Schwartz attended a lean manufacturing certification course. His central task was to streamline the mold cleaning process. After extensive research on the Internet and investigating other manufacturing companies in the area, Schwartz found his solution in ultrasonics.

At the time, Kaysun employed three technicians in the mold maintenance department. Because Kaysun’s business was expanding, they were going to bring on a fourth individual to handle the increased volume.

Schwartz brought three different manufacturers of ultrasonic equipment into their facility to evaluate their equipment and service. After some testing Schwartz determined that Kaysun could avoid hiring that fourth technician for the price of a $16,000.00 ultrasonic parts washer.

While all three ultrasonic machines tested out well, Kaysun chose a larger floor model based on its demo, its filtra-tion package, easy operator interface, exceptional price value and customer recommendations.

 

Integrating Ultrasonics

Wayne Hurkmans is the head of the mold maintenance department. His charter was to integrate the ultrasonic parts washer into Kaysun’s operation and find the right balance of chemistry, time and temperature.

Hurkmans chose to use a water-based, biodegradable mold release specifically designed for cleaning injection molds with burnt-on crystalline plastic residue. The soap was mixed at a 13:1 ratio with water.
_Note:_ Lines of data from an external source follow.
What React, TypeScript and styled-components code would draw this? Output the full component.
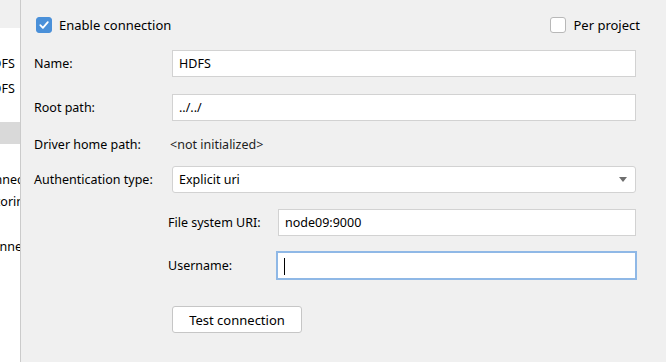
import React, { useState } from 'react';
import styled, { createGlobalStyle } from 'styled-components';

const GlobalStyle = createGlobalStyle`
  html, body {
    margin: 0;
    padding: 0;
    background: #f0f0f0;
  }
  body {
    font-family: 'Noto Sans', 'Open Sans', sans-serif;
    font-size: 12.5px;
    color: #000;
  }
`;

type SideItem = { text: string; shift: number; top: number; selected?: boolean };

const sideItems: SideItem[] = [
  { text: 'HDFS', shift: -17, top: 24 },
  { text: 'HDFS', shift: -17, top: 3 },
  { text: '', shift: 0, top: 23, selected: true },
  { text: 'Connection', shift: -21, top: 24 },
  { text: 'Monitoring', shift: -34, top: 0 },
  { text: 'Connection', shift: -16, top: 23 },
];

export default function App() {
  const [enabled, setEnabled] = useState(true);
  const [perProject, setPerProject] = useState(false);

  return (
    <>
      <GlobalStyle />
      <Window>
        <Sidebar>
          <SidebarHead />
          <SidebarList>
            {sideItems.map((it, i) => (
              <SideRow key={i} $top={it.top} $selected={it.selected}>
                <SideText $shift={it.shift}>{it.text}</SideText>
              </SideRow>
            ))}
          </SidebarList>
        </Sidebar>

        <Main>
          <TopRow>
            <CheckLabel>
              <Check $checked={enabled} onClick={() => setEnabled(!enabled)}>
                {enabled && (
                  <svg width="12" height="12" viewBox="0 0 12 12">
                    <path d="M2.3 6.2 L4.9 8.8 L9.8 3.2" fill="none" stroke="#fff" strokeWidth="1.8" strokeLinecap="round" strokeLinejoin="round" />
                  </svg>
                )}
              </Check>
              Enable connection
            </CheckLabel>
            <CheckLabel>
              <Check $checked={perProject} onClick={() => setPerProject(!perProject)} />
              Per project
            </CheckLabel>
          </TopRow>

          <FormRow $top={17}>
            <Label $width={138}>Name:</Label>
            <Input defaultValue="HDFS" />
          </FormRow>
          <FormRow $top={17}>
            <Label $width={138}>Root path:</Label>
            <Input defaultValue="../../" />
          </FormRow>
          <FormRow $top={10} $height={27}>
            <Label $width={136}>Driver home path:</Label>
            <Value>&lt;not initialized&gt;</Value>
          </FormRow>
          <FormRow $top={8}>
            <Label $width={138}>Authentication type:</Label>
            <Select>
              <span>Explicit uri</span>
              <Arrow />
            </Select>
          </FormRow>

          <SubForm>
            <FormRow $top={16}>
              <Label $width={110}>File system URI:</Label>
              <Input defaultValue="node09:9000" />
            </FormRow>
            <FormRow $top={16}>
              <Label $width={109}>Username:</Label>
              <InputWrap>
                <Input $focused defaultValue="" />
                <Caret />
              </InputWrap>
            </FormRow>
          </SubForm>

          <ButtonRow>
            <Button>Test connection</Button>
          </ButtonRow>
        </Main>
      </Window>
    </>
  );
}

const Window = styled.div`
  display: flex;
  width: 666px;
  height: 362px;
  overflow: hidden;
`;

const Sidebar = styled.div`
  width: 20px;
  flex-shrink: 0;
  display: flex;
  flex-direction: column;
  border-right: 1px solid #cbcbcb;
  background: #fff;
  overflow: hidden;
`;

const SidebarHead = styled.div`
  height: 28px;
  background: #f0f0f0;
`;

const SidebarList = styled.div`
  flex: 1;
  display: flex;
  flex-direction: column;
  overflow: hidden;
`;

const SideRow = styled.div<{ $top: number; $selected?: boolean }>`
  height: 22px;
  margin-top: ${(p) => p.$top}px;
  display: flex;
  align-items: center;
  white-space: nowrap;
  overflow: hidden;
  background: ${(p) => (p.$selected ? '#d9d9d9' : 'transparent')};
`;

const SideText = styled.span<{ $shift: number }>`
  flex: 1;
  min-width: 0;
  overflow: hidden;
  margin-left: ${(p) => p.$shift}px;
`;

const Main = styled.div`
  flex: 1;
  display: flex;
  flex-direction: column;
  padding: 17px 30px 0 13px;
`;

const TopRow = styled.div`
  display: flex;
  justify-content: space-between;
  align-items: center;
  height: 16px;
  padding-left: 2px;
  margin-right: -4px;
`;

const CheckLabel = styled.label`
  display: flex;
  align-items: center;
  gap: 7px;
  font-size: 13px;
`;

const Check = styled.span<{ $checked: boolean }>`
  width: 16px;
  height: 16px;
  box-sizing: border-box;
  border-radius: 3px;
  display: flex;
  align-items: center;
  justify-content: center;
  background: ${(p) => (p.$checked ? '#4a90d9' : '#fff')};
  border: 1px solid ${(p) => (p.$checked ? '#4a90d9' : '#b8b8b8')};
`;

const FormRow = styled.div<{ $top: number; $height?: number }>`
  display: flex;
  align-items: center;
  margin-top: ${(p) => p.$top}px;
  height: ${(p) => p.$height ?? 27}px;
`;

const Label = styled.div<{ $width: number }>`
  width: ${(p) => p.$width}px;
  flex-shrink: 0;
`;

const Value = styled.div`
  color: #1e1e1e;
`;

const Input = styled.input<{ $focused?: boolean }>`
  flex: 1;
  min-width: 0;
  height: 27px;
  box-sizing: border-box;
  font: inherit;
  padding: 0 6px;
  background: #fff;
  border: 1px solid ${(p) => (p.$focused ? '#8fb8e6' : '#d2d2d2')};
  box-shadow: ${(p) => (p.$focused ? '0 0 0 1px #8fb8e6' : 'none')};
  border-radius: 0;
  outline: none;
`;

const InputWrap = styled.div`
  flex: 1;
  display: flex;
  position: relative;
`;

const Caret = styled.span`
  position: absolute;
  left: 7px;
  top: 6px;
  width: 1px;
  height: 17px;
  background: #000;
`;

const Select = styled.div`
  flex: 1;
  height: 27px;
  box-sizing: border-box;
  display: flex;
  align-items: center;
  justify-content: space-between;
  padding: 0 8px 0 6px;
  background: #fff;
  border: 1px solid #d2d2d2;
  border-radius: 3px;
`;

const Arrow = styled.span`
  width: 0;
  height: 0;
  border-left: 4px solid transparent;
  border-right: 4px solid transparent;
  border-top: 5px solid #6e6e6e;
`;

const SubForm = styled.div`
  display: flex;
  flex-direction: column;
  padding-left: 134px;
`;

const ButtonRow = styled.div`
  display: flex;
  margin-top: 27px;
  padding-left: 138px;
`;

const Button = styled.button`
  width: 130px;
  height: 27px;
  box-sizing: border-box;
  font: inherit;
  font-size: 13px;
  color: #000;
  background: #fff;
  border: 1px solid #c6c6c6;
  border-radius: 3px;
`;
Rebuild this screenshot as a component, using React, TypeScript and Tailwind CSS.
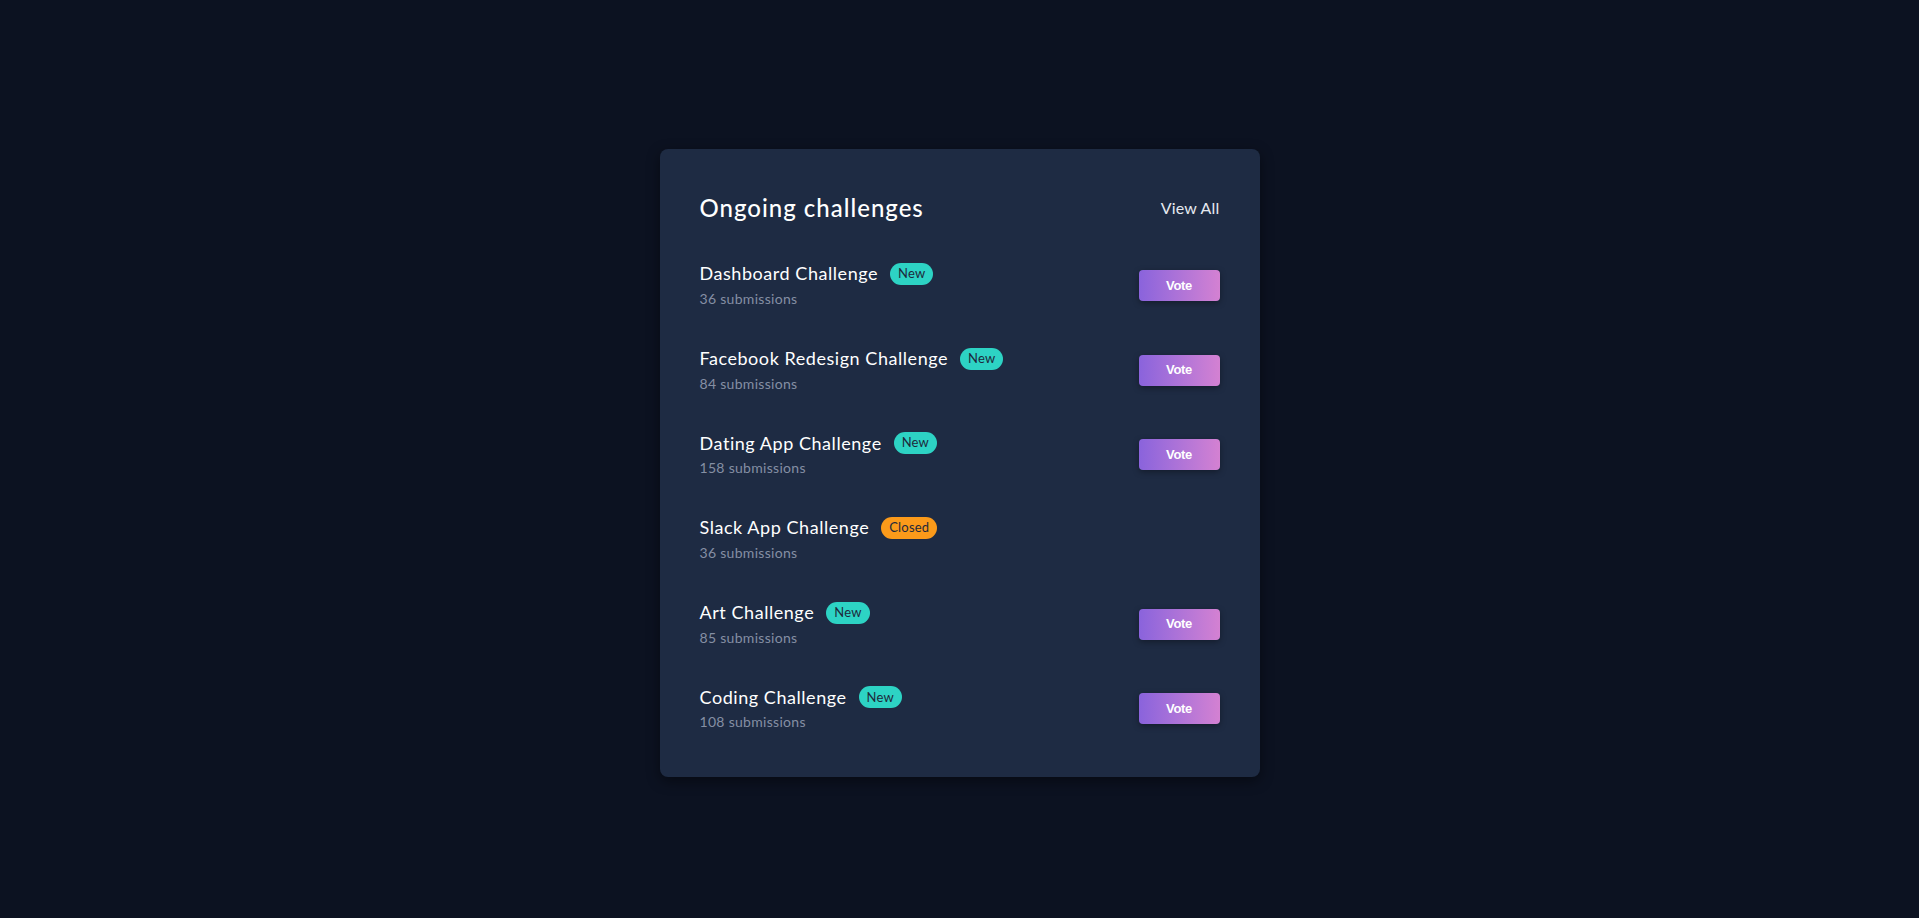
import React from 'react';

type Challenge = {
  name: string;
  status: 'New' | 'Closed';
  submissions: number;
};

const challenges: Challenge[] = [
  { name: 'Dashboard Challenge', status: 'New', submissions: 36 },
  { name: 'Facebook Redesign Challenge', status: 'New', submissions: 84 },
  { name: 'Dating App Challenge', status: 'New', submissions: 158 },
  { name: 'Slack App Challenge', status: 'Closed', submissions: 36 },
  { name: 'Art Challenge', status: 'New', submissions: 85 },
  { name: 'Coding Challenge', status: 'New', submissions: 108 },
];

const App: React.FC = () => {
  return (
    <div className="min-h-screen bg-[#0c1221] flex justify-center pt-[149px] font-['Lato','Open_Sans',sans-serif]">
      <div className="w-[600px] h-[628px] bg-[#1e2b43] rounded-lg shadow-[0_4px_14px_rgba(0,0,0,0.45)] px-10 pt-[43px]">
        {/* Header */}
        <div className="flex items-center justify-between h-8 mb-[19px]">
          <h2 className="text-[24px] font-medium tracking-[1px] text-white leading-8">Ongoing challenges</h2>
          <a href="#" className="text-[16px] font-normal tracking-[0.2px] text-[#e5e9f0]">View All</a>
        </div>

        {/* Challenge list */}
        <div>
          {challenges.map((c) => (
            <div key={c.name} className="h-[84.7px] flex items-center justify-between">
              <div>
                <div className="flex items-center h-6">
                  <span className="text-[18px] font-normal tracking-[0.55px] text-white">{c.name}</span>
                  <span
                    className={`ml-3 h-[22px] px-2 rounded-full flex items-center text-[13px] tracking-[0.2px] text-[#1e293b] ${
                      c.status === 'New' ? 'bg-[#2dd3c4]' : 'bg-[#fb9a1a]'
                    }`}
                  >
                    {c.status}
                  </span>
                </div>
                <p className="mt-[3px] text-[14px] leading-5 tracking-[0.3px] text-[#858fa3]">{c.submissions} submissions</p>
              </div>
              {c.status === 'New' && (
                <button className="w-[81px] h-[31px] rounded bg-gradient-to-r from-[#8a63dc] to-[#d481d2] text-white text-[13px] font-bold tracking-[-0.3px] font-['Liberation_Sans',Arial,sans-serif] shadow-[0_2px_6px_rgba(0,0,0,0.35)]">
                  Vote
                </button>
              )}
            </div>
          ))}
        </div>
      </div>
    </div>
  );
};

export default App;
The bath temperature was heated to 150°F. Depending on the type of mold, the intricacy of the mold and the type and level of contamination, molds are cleaned in a hands-off ultrasonic environment between 5 and 60 minutes.

Kaysun’s maintenance department generally disassembles the mold before placing the parts into the washer. After cleaning, molds are rinsed in hot water to remove any soap or residue, then blown dry with compressed air and placed back on a machine or into stock for the next run.

Hurkmans confirmed that the time benefits have been outstanding. A mold with baked-on, carbonized hydraulic oil might take as long as three hours to clean by hand. With ultrasonics, it is only one hour. Even light to moderately contaminated molds might take 30 to 60 minutes with manual cleaning, while 10 minutes is all that is required with the ultrasonic washer.

But time is only one of the benefits ultrasonics has for plastic injection mold cleaning. Hurkmans continues, “Molds look brand new. Ultrasonics is quicker and cleans better, especially for intricate parts. Tool life is extended as well. Everything is just better with ultrasonics.”

Vents built into molds allow gas to escape during the gas-off process, but these vents become clogged with usage. Clogged vents trap gas—resulting in gas burns in the steel mold, thereby shortening the life of the mold. Ultrasonics cleans the vents more thoroughly, maximizing the stretch of time the mold can stay in the run before it must be rotated out.

 

Cost to Value Ratio of Ultrasonics

Kaysun has found an excellent cost to value ratio in using ultrasonics. Molds that are not properly cleaned generate waste product. As an example, out of 100 pieces, six may be out of spec and thereby rejected. Cleaner molds are easier to run and maintain. “The better the mold, the better the parts, and the longer the mold keeps parts within specification,” says Schwartz.

Molds that are extremely well cleaned with ultrasonics provide positive results throughout the production process:

  • Less start-up time
  • Less waste
  • Less labor time with reduced troubleshooting required by the mold technician
  • Less time that a line needs to be shut down

One final benefit of a properly cleaned mold is the ability for the injection molder to go after more profitable, highly-engineered projects. Because of deeper crevices and cracks, an injection molder confined to hand cleaning cannot effectively and profitably compete in this arena. They are confined to the lower profit, highly competitive projects with mainly flat surfaces.

Ultrasonics helps Kaysun Corporation stay on the cutting edge by reducing labor costs and product waste while boosting efficiency and product quality. It is a technology that adds to the company’s profitability, making it a wise investment.